Families join Halloween fun at Harvest Festival

PARKERSBURG – Giving kids and families a safe place to have Halloween-time fun was the focus of the second annual Harvest Festival Wednesday at the Salvation Army in Parkersburg.

More than 100 people, including parents, children and others, gathered in the gymnasium at the 534 Fifth St. facility to play games and eat food.

”The Salvation Army is hosting its annual Harvest Festival which is an alternative to trick-or-treating,” said Lt. Mechelle Henry, co-officer of the local corps. ”We host it here in our gym where the kids can come and play in the bouncy houses, play games, win prizes, have candy and more. The kids just come out and have a great time.”

Money made at the concession stand goes back into the Salvation Army’s local youth programs, Henry said.

Last year, about 100 people attended.

This year, they well exceeded that, said Lt. Erik Henry, co-officer of the local corps.

”Obviously, there are more people here this year than there were last year,” he said. ”It is great to have people here and for them to get out somewhere and give them a safe environment.”

Before the event started, a word of prayer was said outside with everyone who was attending.

”We are just trying to give everyone a safe place to go,” Erik Henry said.

Glenda Roush of Parkersburg came with her husband and their blended family of six.

”Two of my stepdaughters go to the Salvation Army After School program,” she said.

The Henrys said they have been publicizing the event through the programs and services.

”The girls wanted to come,” Roush said, adding they were all having a good time.

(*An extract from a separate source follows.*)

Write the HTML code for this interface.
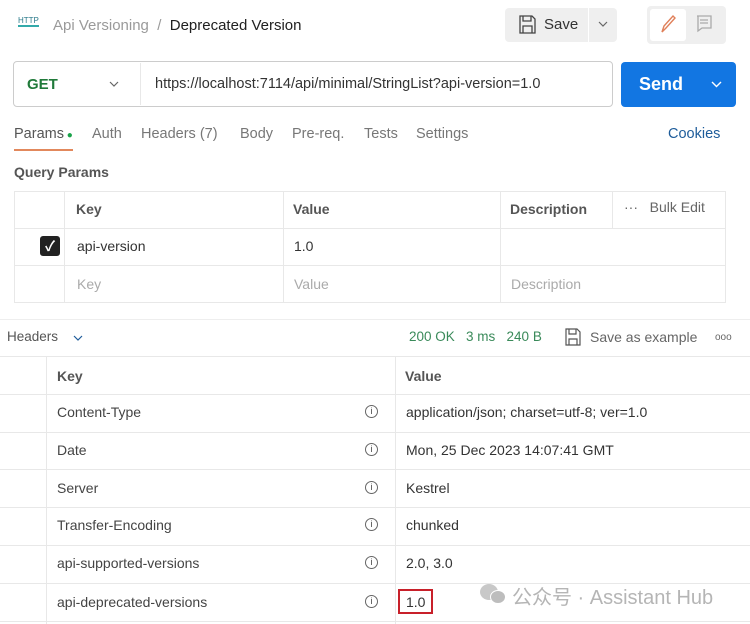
<!DOCTYPE html>
<html><head><meta charset="utf-8"><style>
*{box-sizing:border-box;margin:0;padding:0}
body{width:750px;height:624px;background:#fff;font-family:"Liberation Sans","Noto Sans CJK SC",sans-serif;color:#212121;position:relative;overflow:hidden;font-size:14px}
.a{position:absolute;white-space:nowrap}
.hl{position:absolute;height:1px;background:#e8e8e8}
.vl{position:absolute;width:1px;background:#e8e8e8}
.info{position:absolute;width:13px;height:13px;border:1px solid #666;border-radius:50%;font-size:9px;text-align:center;line-height:11px;color:#444}
</style></head><body>
<div class="a" style="left:18px;top:16px;font-size:8px;color:#2a7a8a;border-bottom:2px solid #3aa;line-height:9px">HTTP</div>
<div class="a" style="left:53px;top:17px;font-size:15px;color:#9a9a9a">Api Versioning&nbsp; /&nbsp; <span style="color:#212121">Deprecated Version</span></div>
<div class="a" style="left:505px;top:8px;width:112px;height:34px;background:#efefef;border-radius:4px"></div>
<div class="a" style="left:588px;top:8px;width:1px;height:34px;background:#fff"></div>
<svg class="a" style="left:519px;top:15px" width="17" height="19" viewBox="0 0 17 19"><path d="M1 1h12l3 3v14H1z M4 1v5h8V1 M4 18v-7h9v7" fill="none" stroke="#444" stroke-width="1.3"/></svg>
<div class="a" style="left:544px;top:16px;font-size:15px;color:#333">Save</div>
<svg class="a" style="left:598px;top:21px" width="10" height="6"><path d="M1 1l4 4 4-4" fill="none" stroke="#666" stroke-width="1.2"/></svg>
<div class="a" style="left:647px;top:6px;width:79px;height:38px;background:#efefef;border-radius:4px"></div>
<div class="a" style="left:650px;top:9px;width:36px;height:32px;background:#fff;border-radius:3px"></div>
<svg class="a" style="left:659px;top:14px" width="18" height="20"><path d="M3 18l2-6 9-10 2 2-9 10z" fill="none" stroke="#e0805a" stroke-width="1.4"/></svg>
<svg class="a" style="left:696px;top:15px" width="16" height="18"><path d="M1 1h14v12H6l-4 3V1z M4 5h8 M4 8h8" fill="none" stroke="#aaa" stroke-width="1.3"/></svg>
<div class="a" style="left:13px;top:61px;width:600px;height:46px;border:1px solid #ccc;border-radius:4px"></div>
<div class="vl" style="left:140px;top:63px;height:42px"></div>
<div class="a" style="left:27px;top:76px;font-size:15px;font-weight:bold;color:#207a3a">GET</div>
<svg class="a" style="left:109px;top:81px" width="10" height="6"><path d="M1 1l4 4 4-4" fill="none" stroke="#666" stroke-width="1.2"/></svg>
<div class="a" style="left:155px;top:76px;font-size:14.5px;color:#333">https://localhost:7114/api/minimal/StringList?api-version=1.0</div>
<div class="a" style="left:621px;top:62px;width:115px;height:45px;background:#1276e2;border-radius:4px"></div>
<div class="a" style="left:639px;top:74px;font-size:18px;font-weight:bold;color:#fff">Send</div>
<svg class="a" style="left:711px;top:81px" width="11" height="7"><path d="M1 1l4.5 4.5L10 1" fill="none" stroke="#fff" stroke-width="1.4"/></svg>
<div class="a" style="left:14px;top:126px;font-size:14.5px;color:#555">Params<span style="color:#1aa34a;font-size:10px"> ●</span></div>
<div class="a" style="left:92px;top:126px;font-size:14.5px;color:#777">Auth</div>
<div class="a" style="left:141px;top:126px;font-size:14.5px;color:#777">Headers (7)</div>
<div class="a" style="left:240px;top:126px;font-size:14.5px;color:#777">Body</div>
<div class="a" style="left:292px;top:126px;font-size:14.5px;color:#777">Pre-req.</div>
<div class="a" style="left:364px;top:126px;font-size:14.5px;color:#777">Tests</div>
<div class="a" style="left:416px;top:126px;font-size:14.5px;color:#777">Settings</div>
<div class="a" style="left:668px;top:126px;font-size:14.5px;color:#1e5c9a">Cookies</div>
<div class="a" style="left:14px;top:149px;width:59px;height:2px;background:#e2885c"></div>
<div class="a" style="left:14px;top:164px;font-size:14px;font-weight:bold;color:#555">Query Params</div>
<div class="a" style="left:14px;top:191px;width:712px;height:112px;border:1px solid #e8e8e8"></div>
<div class="hl" style="left:14px;top:228px;width:712px"></div>
<div class="hl" style="left:14px;top:265px;width:712px"></div>
<div class="vl" style="left:64px;top:191px;height:112px"></div>
<div class="vl" style="left:283px;top:191px;height:112px"></div>
<div class="vl" style="left:500px;top:191px;height:112px"></div>
<div class="vl" style="left:612px;top:191px;height:37px"></div>
<div class="a" style="left:76px;top:201px;font-size:14px;font-weight:bold;color:#555">Key</div>
<div class="a" style="left:293px;top:201px;font-size:14px;font-weight:bold;color:#555">Value</div>
<div class="a" style="left:510px;top:201px;font-size:14px;font-weight:bold;color:#555">Description</div>
<div class="a" style="left:624px;top:199px;font-size:14px;color:#666">···&nbsp;&nbsp; Bulk Edit</div>
<div class="a" style="left:40px;top:236px;width:20px;height:20px;background:#222;border-radius:3px;color:#fff;font-size:14px;text-align:center;line-height:20px;font-weight:bold">✓</div>
<div class="a" style="left:77px;top:238px;font-size:14px;color:#333">api-version</div>
<div class="a" style="left:294px;top:238px;font-size:14px;color:#333">1.0</div>
<div class="a" style="left:77px;top:276px;font-size:14px;color:#aaa">Key</div>
<div class="a" style="left:294px;top:276px;font-size:14px;color:#aaa">Value</div>
<div class="a" style="left:511px;top:276px;font-size:14px;color:#aaa">Description</div>
<div class="hl" style="left:0;top:319px;width:750px;background:#eee"></div>
<div class="a" style="left:7px;top:329px;font-size:13.5px;color:#555">Headers</div>
<svg class="a" style="left:73px;top:335px" width="10" height="6"><path d="M1 1l4 4 4-4" fill="none" stroke="#1e5c9a" stroke-width="1.2"/></svg>
<div class="a" style="left:409px;top:329px;font-size:13.5px;color:#3a8a5a">200 OK&nbsp;&nbsp; 3 ms&nbsp;&nbsp; 240 B</div>
<svg class="a" style="left:565px;top:328px" width="16" height="18"><path d="M1 1h11l3 3v13H1z M4 1v5h7V1 M4 17v-6h8v6" fill="none" stroke="#555" stroke-width="1.2"/></svg>
<div class="a" style="left:590px;top:329px;font-size:14px;color:#666">Save as example</div>
<div class="a" style="left:715px;top:333px;font-size:10px;color:#666;line-height:10px">ooo</div>
<div class="hl" style="left:0;top:356px;width:750px"></div>
<div class="vl" style="left:46px;top:356px;height:268px"></div>
<div class="vl" style="left:395px;top:356px;height:268px"></div>
<div class="a" style="left:57px;top:368px;font-size:14px;font-weight:bold;color:#555">Key</div>
<div class="a" style="left:405px;top:368px;font-size:14px;font-weight:bold;color:#555">Value</div>
<div class="hl" style="left:0;top:394px;width:750px"></div>
<div class="hl" style="left:0;top:432px;width:750px"></div>
<div class="hl" style="left:0;top:469px;width:750px"></div>
<div class="hl" style="left:0;top:507px;width:750px"></div>
<div class="hl" style="left:0;top:545px;width:750px"></div>
<div class="hl" style="left:0;top:583px;width:750px"></div>
<div class="hl" style="left:0;top:621px;width:750px"></div>
<div class="a" style="left:57px;top:404px;color:#444">Content-Type</div><div class="info" style="left:365px;top:405px">i</div><div class="a" style="left:406px;top:404px;color:#333">application/json; charset=utf-8; ver=1.0</div>
<div class="a" style="left:57px;top:442px;color:#444">Date</div><div class="info" style="left:365px;top:443px">i</div><div class="a" style="left:406px;top:442px;color:#333">Mon, 25 Dec 2023 14:07:41 GMT</div>
<div class="a" style="left:57px;top:480px;color:#444">Server</div><div class="info" style="left:365px;top:481px">i</div><div class="a" style="left:406px;top:480px;color:#333">Kestrel</div>
<div class="a" style="left:57px;top:517px;color:#444">Transfer-Encoding</div><div class="info" style="left:365px;top:518px">i</div><div class="a" style="left:406px;top:517px;color:#333">chunked</div>
<div class="a" style="left:57px;top:555px;color:#444">api-supported-versions</div><div class="info" style="left:365px;top:556px">i</div><div class="a" style="left:406px;top:555px;color:#333">2.0, 3.0</div>
<div class="a" style="left:57px;top:594px;color:#444">api-deprecated-versions</div><div class="info" style="left:365px;top:595px">i</div><div class="a" style="left:406px;top:594px;color:#333">1.0</div>
<div class="a" style="left:398px;top:589px;width:35px;height:25px;border:2px solid #c8202a"></div>
<div class="a" style="left:480px;top:584px;width:18px;height:16px;background:#c8c8c8;border-radius:50%"></div>
<div class="a" style="left:490px;top:590px;width:16px;height:14px;background:#bdbdbd;border-radius:50%;border:1px solid #fff"></div>
<div class="a" style="left:512px;top:581px;font-size:20px;color:#b5b5b5">公众号 · Assistant Hub</div>
</body></html>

Kathy Wigal of Parkersburg brought her children.

Their family attends church at the Salvation Army and had heard about the program.

”The children really wanted to come,” Wigal said. ”They are having a good time. It keeps them out of trouble.”

Andy Holt of Parkersburg brought his three children to the event.

”First of all we knew it would be safe here,” he said. ”We really didn’t have anywhere else to go.

”I wouldn’t be able to take them anywhere else.”

As money is tight, Holt said it was good there was an event like this where people could enjoy themselves.

Holt said the bouncy houses were popular with his children.

”They are having a ball,” he said. ”Those bouncy houses … my kids could bounce in those all day long.

”They can get as sugared up as they want; that will wear them out.”

There was a coloring contest, a costume contest and games.

”At the end, we do a little devotional to remind people that what we do is all about Christ,” Mechelle Henry said. ”We want people to know that we are a church and we open our doors to anybody.”